- _Objective_: Pull out every line below containing the word "styles".
++++ Dataset extract ++++
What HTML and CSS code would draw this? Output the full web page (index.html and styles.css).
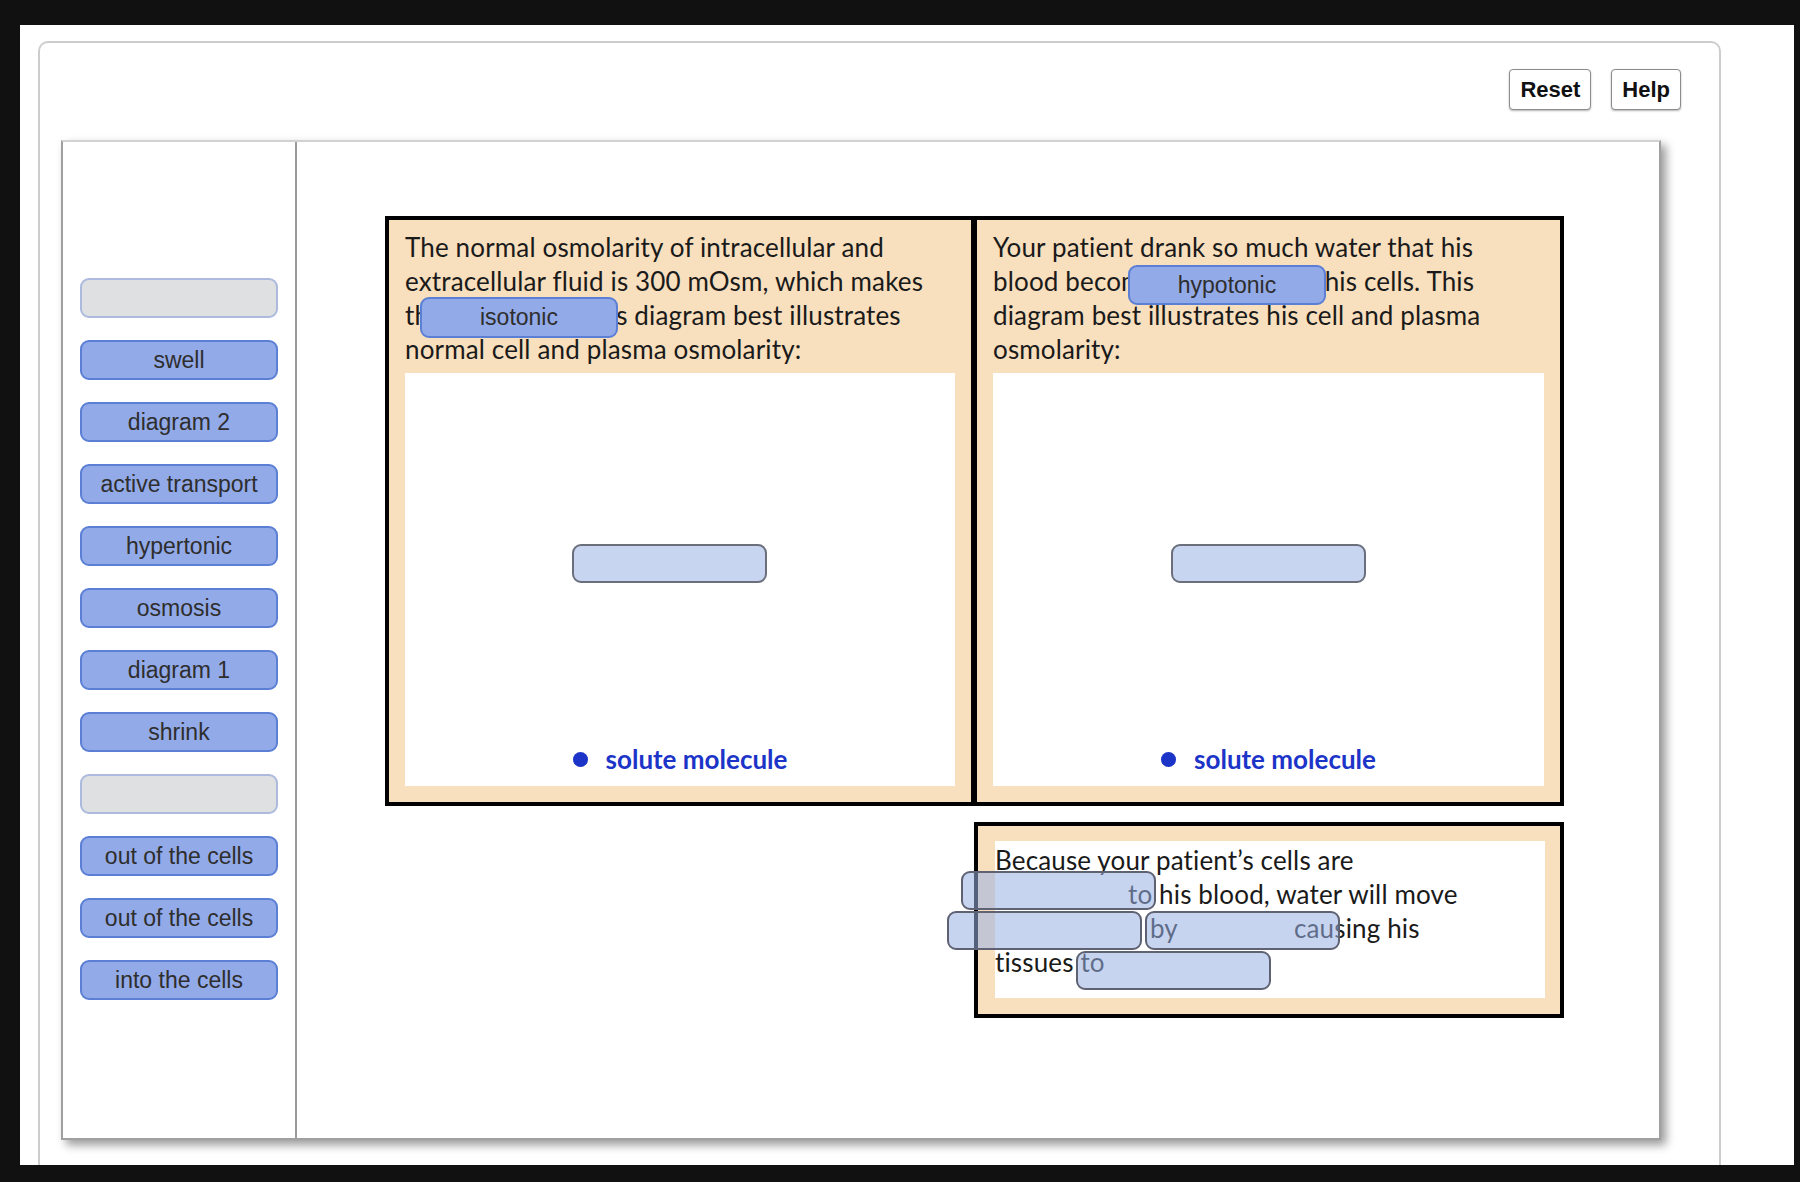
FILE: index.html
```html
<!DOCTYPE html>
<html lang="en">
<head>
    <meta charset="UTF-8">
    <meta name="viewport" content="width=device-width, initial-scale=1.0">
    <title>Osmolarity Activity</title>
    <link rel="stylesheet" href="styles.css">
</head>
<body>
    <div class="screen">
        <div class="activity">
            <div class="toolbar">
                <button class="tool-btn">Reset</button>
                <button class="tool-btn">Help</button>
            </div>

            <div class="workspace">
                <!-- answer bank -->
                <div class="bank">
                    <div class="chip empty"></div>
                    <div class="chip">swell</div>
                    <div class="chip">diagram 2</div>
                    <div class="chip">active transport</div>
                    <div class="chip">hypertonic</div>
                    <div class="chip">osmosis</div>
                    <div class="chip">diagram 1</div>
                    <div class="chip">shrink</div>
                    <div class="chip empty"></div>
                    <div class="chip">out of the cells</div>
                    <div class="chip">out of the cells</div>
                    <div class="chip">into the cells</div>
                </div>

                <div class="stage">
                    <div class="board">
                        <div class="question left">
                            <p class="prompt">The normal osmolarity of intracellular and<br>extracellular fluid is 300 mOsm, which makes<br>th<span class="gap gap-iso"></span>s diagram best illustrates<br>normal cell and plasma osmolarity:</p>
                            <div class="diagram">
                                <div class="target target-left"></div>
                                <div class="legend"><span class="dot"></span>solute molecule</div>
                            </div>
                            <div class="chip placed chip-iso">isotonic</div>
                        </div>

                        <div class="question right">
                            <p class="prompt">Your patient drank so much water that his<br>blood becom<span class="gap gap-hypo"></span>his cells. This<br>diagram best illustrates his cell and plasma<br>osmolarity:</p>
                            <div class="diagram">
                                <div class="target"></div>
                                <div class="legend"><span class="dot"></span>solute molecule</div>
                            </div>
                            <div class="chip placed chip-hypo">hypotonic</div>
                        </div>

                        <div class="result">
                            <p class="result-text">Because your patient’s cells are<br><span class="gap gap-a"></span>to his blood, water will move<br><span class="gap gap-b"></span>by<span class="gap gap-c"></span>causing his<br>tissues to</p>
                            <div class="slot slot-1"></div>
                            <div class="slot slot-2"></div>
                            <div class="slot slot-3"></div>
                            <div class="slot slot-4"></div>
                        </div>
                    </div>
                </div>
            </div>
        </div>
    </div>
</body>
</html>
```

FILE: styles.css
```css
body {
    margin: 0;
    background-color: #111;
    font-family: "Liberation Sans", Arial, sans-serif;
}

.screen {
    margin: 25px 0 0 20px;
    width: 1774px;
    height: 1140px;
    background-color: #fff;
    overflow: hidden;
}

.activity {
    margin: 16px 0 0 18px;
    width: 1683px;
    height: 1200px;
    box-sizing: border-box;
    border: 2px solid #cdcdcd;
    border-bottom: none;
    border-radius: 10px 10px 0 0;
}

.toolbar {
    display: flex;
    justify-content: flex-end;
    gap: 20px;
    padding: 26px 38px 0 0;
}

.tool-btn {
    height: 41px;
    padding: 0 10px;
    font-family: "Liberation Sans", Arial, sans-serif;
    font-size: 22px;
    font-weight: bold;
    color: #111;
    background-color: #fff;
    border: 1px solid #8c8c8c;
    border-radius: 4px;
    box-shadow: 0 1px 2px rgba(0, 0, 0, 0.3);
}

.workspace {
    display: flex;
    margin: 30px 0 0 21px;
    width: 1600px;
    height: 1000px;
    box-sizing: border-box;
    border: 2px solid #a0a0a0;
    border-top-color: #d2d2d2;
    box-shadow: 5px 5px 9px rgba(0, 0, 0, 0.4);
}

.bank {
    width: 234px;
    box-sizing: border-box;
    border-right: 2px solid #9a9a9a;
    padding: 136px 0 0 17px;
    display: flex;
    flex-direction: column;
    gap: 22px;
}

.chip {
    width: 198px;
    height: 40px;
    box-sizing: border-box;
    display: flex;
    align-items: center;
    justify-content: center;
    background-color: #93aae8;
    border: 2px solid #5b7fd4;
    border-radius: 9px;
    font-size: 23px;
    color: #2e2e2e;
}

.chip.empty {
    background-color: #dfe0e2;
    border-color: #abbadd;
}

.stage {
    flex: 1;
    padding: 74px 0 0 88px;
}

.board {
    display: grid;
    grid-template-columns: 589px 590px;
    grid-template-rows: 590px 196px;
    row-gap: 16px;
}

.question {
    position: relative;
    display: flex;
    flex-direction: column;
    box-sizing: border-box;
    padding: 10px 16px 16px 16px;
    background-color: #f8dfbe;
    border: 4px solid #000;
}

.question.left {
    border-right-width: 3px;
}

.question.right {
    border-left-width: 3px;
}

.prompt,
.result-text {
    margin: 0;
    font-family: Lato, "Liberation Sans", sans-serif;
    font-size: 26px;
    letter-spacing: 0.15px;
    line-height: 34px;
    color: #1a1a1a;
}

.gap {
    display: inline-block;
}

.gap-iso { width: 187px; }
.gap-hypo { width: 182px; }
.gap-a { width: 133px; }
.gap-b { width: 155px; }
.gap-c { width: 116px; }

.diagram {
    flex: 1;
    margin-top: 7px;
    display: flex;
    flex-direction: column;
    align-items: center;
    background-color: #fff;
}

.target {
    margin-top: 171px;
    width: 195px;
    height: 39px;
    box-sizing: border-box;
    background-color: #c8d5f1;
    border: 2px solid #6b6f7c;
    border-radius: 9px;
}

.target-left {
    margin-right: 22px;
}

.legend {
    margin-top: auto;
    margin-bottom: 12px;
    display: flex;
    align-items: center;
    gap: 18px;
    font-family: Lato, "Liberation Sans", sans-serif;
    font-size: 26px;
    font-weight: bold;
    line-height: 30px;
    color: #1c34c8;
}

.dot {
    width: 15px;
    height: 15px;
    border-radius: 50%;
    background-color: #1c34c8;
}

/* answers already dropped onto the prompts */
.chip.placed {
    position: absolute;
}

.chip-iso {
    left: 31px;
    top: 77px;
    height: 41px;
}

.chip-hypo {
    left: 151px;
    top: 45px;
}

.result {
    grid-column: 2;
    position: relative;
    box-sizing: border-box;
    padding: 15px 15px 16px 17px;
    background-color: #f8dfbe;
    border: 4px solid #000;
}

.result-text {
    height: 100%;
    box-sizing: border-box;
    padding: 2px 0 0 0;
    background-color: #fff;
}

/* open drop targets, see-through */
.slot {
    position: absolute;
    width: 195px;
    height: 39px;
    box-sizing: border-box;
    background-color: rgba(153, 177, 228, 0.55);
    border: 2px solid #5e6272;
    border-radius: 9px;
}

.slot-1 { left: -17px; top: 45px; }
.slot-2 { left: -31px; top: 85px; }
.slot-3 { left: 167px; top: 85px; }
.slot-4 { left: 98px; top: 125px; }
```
++++
- _Solution for this task_:
What HTML and CSS code would draw this? Output the full web page (index.html and styles.css).
    <link rel="stylesheet" href="styles.css">
FILE: styles.css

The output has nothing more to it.